Thursday, January 8, 2009

More snow today

The snow started falling again today. Here are some pictures (from my new camera!) of Sawyer playing in the snow in our yard. Notice his little steam roller. He also likes to play with his little cars and pretend they are crashing in the snow.

The other picture shows two Roma guys collecting plastic items to be recycled for money. I was impressed by the many people I saw outside today, hard at work in the cold snow.

Wednesday, January 7, 2009

Hristos Se Rodi! Christ is Born!

Today is Christmas here in Macedonia. The Orthodox Christian calendar has Christmas on Jan. 7th. Today there was a nice service at church. There was beautiful music as we worshipped together "Hristos se rodi! (Christ is born!)" I enjoyed singing traditional Christmas songs in the Macedonian language (at least trying to). :) Many times during the service the congregation would say out loud in unison, "Hristos se rodi!".

Yesterday for Christmas Eve (Jan. 6th) we were invited to our landlords home for a traditional Christmas meal. This was really an honor for us. Our family was given a small baked loaf of bread. Eric, being the head of our home, broke the bread into small pieces and handed Sawyer and I our pieces. There was a coin in the bread and whoever got that piece, according to tradition, will have a lucky year. Well, Sawyer was the lucky recipient of the coin in our family and Blaze, our landlord, got the coin in the loaf for his family. His wife, Evka, was very happy for him and gave him a big kiss.
Next, we ate some cabbage pie. Evka used a pastry dough to form rings on the outside of the pie. Each ring represented the males present at the dinner. So there was a ring for Blaze, Eric, and Sawyer. In the middle of each ring was cabbage, except for the center, which was full of minced meat. We also had cabbage rolls. Do you see a pattern of cabbage here?? Yes cabbage is eaten in abundance here, and I'm trying to adjust to that (Eric has even been offered cabbage juice here in Macedonia. He drank 4 glasses! He did like it, but kept having his glass filled with a little protest). The cabbage rolls are filled with cooked rice and leeks. We also had grafche (white beans with peppers) and a delicious spread of desserts, of which Sawyer helped himself.

There is also another interesting tradition here for Christmas Eve. Children go around early on Christmas Eve morning and sing carols at homes for houses. It was fun for me to hear three sweet Roma children sing outside my home. I fixed baggies of candy to hand out to the children, which included chocolates and a candycane with the story of the candycane, which Pepi had graciously translated into Macedonian for me.

Monday, January 5, 2009

Differences between Greece and Georgia

Mom and Wes went down to Greece with us for Christmas. Greece is only about 3 hours from Skopje, Macedonia. With our train ride it took about 6 hours because there were multiple stops. Greece was an amazing trip that we will never forget! We visited Thessaloniki, Kavala (ancient port of Neapolis from Acts 20), and Philippi, which are all Biblical cities where Paul walked. It's interesting to see Biblical sites so close to modern architecture. I want to share some of the things I observed while in Greece. Just for fun I am going to compare Greece with my home state of Georgia, U.S.A. These are just a few of my initial observations.

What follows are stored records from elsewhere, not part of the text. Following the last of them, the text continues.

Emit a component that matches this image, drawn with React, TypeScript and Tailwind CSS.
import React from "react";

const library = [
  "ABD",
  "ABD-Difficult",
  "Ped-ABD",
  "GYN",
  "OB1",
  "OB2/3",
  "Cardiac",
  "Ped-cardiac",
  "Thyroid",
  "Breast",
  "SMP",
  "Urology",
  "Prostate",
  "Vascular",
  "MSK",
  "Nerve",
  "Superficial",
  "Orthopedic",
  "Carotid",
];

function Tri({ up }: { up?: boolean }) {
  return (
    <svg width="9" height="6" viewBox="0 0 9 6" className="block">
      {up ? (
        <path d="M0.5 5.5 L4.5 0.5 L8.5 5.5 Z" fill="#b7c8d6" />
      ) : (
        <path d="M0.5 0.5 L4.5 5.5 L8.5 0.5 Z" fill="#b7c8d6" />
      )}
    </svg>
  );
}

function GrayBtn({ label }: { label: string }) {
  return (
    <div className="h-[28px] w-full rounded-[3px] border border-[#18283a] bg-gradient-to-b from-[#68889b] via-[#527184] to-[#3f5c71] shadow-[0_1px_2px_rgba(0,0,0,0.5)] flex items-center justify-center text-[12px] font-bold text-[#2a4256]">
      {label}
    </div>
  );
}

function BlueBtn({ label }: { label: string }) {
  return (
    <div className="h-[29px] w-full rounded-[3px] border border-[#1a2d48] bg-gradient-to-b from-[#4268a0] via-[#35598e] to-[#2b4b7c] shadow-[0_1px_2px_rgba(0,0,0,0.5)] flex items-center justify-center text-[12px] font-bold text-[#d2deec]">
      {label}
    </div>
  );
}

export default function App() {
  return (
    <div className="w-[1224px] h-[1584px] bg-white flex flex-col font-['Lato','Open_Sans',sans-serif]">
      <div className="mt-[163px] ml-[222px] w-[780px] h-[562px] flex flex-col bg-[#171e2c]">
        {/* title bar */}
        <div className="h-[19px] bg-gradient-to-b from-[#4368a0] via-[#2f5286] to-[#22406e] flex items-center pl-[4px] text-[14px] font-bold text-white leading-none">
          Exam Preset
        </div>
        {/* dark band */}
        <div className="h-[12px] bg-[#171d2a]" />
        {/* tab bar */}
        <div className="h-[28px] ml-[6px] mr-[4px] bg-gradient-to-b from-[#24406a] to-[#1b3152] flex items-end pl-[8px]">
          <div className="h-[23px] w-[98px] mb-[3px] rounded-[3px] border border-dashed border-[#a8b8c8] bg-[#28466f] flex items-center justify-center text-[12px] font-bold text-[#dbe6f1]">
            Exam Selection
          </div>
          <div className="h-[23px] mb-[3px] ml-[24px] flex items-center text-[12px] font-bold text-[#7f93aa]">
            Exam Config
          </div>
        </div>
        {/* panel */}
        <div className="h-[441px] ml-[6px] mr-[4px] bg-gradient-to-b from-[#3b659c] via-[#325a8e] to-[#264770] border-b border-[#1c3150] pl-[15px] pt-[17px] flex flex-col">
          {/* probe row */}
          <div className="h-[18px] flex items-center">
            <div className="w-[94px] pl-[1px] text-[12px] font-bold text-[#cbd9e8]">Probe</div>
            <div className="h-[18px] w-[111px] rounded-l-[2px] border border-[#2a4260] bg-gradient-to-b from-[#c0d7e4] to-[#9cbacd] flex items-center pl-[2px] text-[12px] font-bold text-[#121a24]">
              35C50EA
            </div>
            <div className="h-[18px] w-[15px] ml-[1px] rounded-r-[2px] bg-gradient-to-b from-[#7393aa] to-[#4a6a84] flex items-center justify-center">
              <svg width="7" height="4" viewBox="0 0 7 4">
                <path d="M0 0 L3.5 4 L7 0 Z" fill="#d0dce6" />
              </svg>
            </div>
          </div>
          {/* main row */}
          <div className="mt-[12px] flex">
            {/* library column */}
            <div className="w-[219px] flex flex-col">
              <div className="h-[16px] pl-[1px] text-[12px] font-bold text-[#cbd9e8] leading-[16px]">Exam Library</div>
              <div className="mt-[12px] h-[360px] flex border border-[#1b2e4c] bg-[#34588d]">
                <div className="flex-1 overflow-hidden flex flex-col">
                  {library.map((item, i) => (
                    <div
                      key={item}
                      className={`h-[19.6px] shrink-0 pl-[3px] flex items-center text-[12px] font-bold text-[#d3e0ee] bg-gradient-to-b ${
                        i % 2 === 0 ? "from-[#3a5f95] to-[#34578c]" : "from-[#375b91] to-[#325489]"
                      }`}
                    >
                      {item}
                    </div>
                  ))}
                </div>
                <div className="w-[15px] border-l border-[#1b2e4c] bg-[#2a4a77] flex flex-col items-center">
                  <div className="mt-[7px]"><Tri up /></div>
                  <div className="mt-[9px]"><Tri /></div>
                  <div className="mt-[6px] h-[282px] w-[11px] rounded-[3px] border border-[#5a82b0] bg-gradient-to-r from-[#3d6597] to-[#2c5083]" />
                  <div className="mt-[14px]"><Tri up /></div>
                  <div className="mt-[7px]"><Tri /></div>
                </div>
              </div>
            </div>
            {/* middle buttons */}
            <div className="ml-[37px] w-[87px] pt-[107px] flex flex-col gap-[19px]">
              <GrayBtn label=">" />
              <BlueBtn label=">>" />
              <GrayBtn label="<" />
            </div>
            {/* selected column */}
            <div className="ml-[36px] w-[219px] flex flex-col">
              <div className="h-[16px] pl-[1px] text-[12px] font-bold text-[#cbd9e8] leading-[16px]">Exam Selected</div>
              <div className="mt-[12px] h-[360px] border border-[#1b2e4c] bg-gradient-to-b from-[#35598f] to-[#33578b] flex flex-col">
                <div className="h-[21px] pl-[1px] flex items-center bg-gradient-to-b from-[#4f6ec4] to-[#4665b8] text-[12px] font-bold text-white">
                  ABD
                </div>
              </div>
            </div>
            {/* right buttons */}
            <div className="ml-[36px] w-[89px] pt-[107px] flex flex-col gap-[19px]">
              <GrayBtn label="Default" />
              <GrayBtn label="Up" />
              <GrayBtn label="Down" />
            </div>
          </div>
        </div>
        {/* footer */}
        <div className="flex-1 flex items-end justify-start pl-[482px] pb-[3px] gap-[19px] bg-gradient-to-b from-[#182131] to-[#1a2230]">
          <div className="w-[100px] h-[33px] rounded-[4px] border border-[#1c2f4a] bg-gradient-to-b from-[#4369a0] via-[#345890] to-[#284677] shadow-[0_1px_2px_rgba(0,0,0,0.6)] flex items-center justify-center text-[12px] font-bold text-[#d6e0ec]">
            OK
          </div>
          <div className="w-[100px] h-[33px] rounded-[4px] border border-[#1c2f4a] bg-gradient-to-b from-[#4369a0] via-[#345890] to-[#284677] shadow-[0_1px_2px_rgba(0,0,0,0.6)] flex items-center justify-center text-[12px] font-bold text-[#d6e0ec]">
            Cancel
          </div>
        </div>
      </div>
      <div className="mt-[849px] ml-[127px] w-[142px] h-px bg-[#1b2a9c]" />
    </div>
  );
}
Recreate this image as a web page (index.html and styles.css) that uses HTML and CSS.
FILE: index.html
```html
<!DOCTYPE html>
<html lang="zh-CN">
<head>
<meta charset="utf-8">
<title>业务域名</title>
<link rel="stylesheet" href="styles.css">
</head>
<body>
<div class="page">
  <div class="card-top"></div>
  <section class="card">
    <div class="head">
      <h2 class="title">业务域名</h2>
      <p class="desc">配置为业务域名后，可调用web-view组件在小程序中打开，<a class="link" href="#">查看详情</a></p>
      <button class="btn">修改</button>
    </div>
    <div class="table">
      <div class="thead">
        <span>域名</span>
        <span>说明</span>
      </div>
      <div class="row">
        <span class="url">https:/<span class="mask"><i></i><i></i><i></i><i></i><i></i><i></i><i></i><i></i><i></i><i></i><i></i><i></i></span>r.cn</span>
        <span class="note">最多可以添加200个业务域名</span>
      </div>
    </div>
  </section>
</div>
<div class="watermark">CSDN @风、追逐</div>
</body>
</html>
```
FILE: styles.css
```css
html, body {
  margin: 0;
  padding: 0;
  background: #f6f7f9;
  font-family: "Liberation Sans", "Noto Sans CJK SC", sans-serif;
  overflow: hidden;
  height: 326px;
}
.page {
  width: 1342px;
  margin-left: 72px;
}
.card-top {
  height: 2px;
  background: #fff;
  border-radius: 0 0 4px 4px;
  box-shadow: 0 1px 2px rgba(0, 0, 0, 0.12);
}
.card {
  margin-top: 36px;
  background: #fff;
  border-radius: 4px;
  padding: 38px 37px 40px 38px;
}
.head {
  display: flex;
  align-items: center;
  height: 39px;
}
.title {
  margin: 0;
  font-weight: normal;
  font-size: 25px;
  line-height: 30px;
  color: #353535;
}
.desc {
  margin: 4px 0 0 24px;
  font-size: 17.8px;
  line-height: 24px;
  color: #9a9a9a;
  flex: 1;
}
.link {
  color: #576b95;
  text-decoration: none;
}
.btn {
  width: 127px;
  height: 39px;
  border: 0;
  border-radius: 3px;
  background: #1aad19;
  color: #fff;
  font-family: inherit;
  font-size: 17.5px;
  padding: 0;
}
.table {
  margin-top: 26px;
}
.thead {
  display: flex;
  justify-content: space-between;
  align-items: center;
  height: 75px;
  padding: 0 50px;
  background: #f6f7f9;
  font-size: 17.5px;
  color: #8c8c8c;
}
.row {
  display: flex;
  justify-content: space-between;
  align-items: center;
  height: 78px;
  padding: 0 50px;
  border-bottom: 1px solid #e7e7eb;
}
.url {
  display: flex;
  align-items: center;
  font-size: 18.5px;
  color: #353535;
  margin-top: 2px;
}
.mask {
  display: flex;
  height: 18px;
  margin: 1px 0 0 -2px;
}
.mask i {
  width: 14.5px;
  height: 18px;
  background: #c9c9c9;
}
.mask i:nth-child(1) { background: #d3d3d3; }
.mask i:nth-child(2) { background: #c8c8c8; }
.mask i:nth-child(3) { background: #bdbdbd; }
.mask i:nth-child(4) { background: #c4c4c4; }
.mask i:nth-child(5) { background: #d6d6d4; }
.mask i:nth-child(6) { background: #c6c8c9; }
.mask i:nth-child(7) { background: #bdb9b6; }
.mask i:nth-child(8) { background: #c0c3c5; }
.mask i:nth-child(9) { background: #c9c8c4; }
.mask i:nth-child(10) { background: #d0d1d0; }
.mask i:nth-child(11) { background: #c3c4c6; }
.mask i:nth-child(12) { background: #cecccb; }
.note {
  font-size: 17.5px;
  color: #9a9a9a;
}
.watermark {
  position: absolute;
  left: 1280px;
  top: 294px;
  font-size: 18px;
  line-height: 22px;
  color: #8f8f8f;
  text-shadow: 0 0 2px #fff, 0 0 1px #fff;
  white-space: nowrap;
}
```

Here are ways Greece and Georgia are similar:
They both are very modern with advanced public transportation.
They both have port cities.
Greece has restaurants like T.G.I. Fridays, McDonalds, Pizza Hut, and most importantly...Starbucks Coffee!
Food is very delicious in both places!

Here are ways Greece and Georgia are different:
In Greece toilet paper is not allowed to be flushed. It must be put in the trashcan.
Greece has amazing sites from Biblical times.
Greece has better desserts (except for my Nana Mattox's desserts).
A lot more people smoke cigarettes in Greece .
In order to get electricity in your hotel room you must put your room key card into a slot inside your room.
Women enjoy pinching cheeks of children more so than in Georgia.
Food is delicious in both places, but different. I'll have to warn you that if you see a delicious looking strawberry congealed salad, may actually be fish sauce! Don't take a big bite of it like I did! Oh and shrimp will come with the heads on.

Everything's White

Well, the snow has stopped falling. I want to post pictures of the snow but my camera is lost (or stolen):( I've enjoyed the snow but a part of me is relieved that it stopped snowing because I (being a Georgia girl) don't really know what to do with a lot of snow. Actually it's pretty scary for me since I was in the wreck during the snowstorm of 2005 in Wake Forest, NC. Now when it snows I just like to stay home where it's warm. Being able to stay warm reminds me that there are many people here in Macedonia that are not warm and comfortable. I'm very blessed and I don't want to take that for granted.

Saturday, January 3, 2009

Lots of snow!

Sawyer, mom, and I all got out and played in the snow this morning. It's SO beautiful! Now mom and Wes are at the airport waiting on their flight to leave. It's also suppose to snow again tomorrow...that will make three days in a row!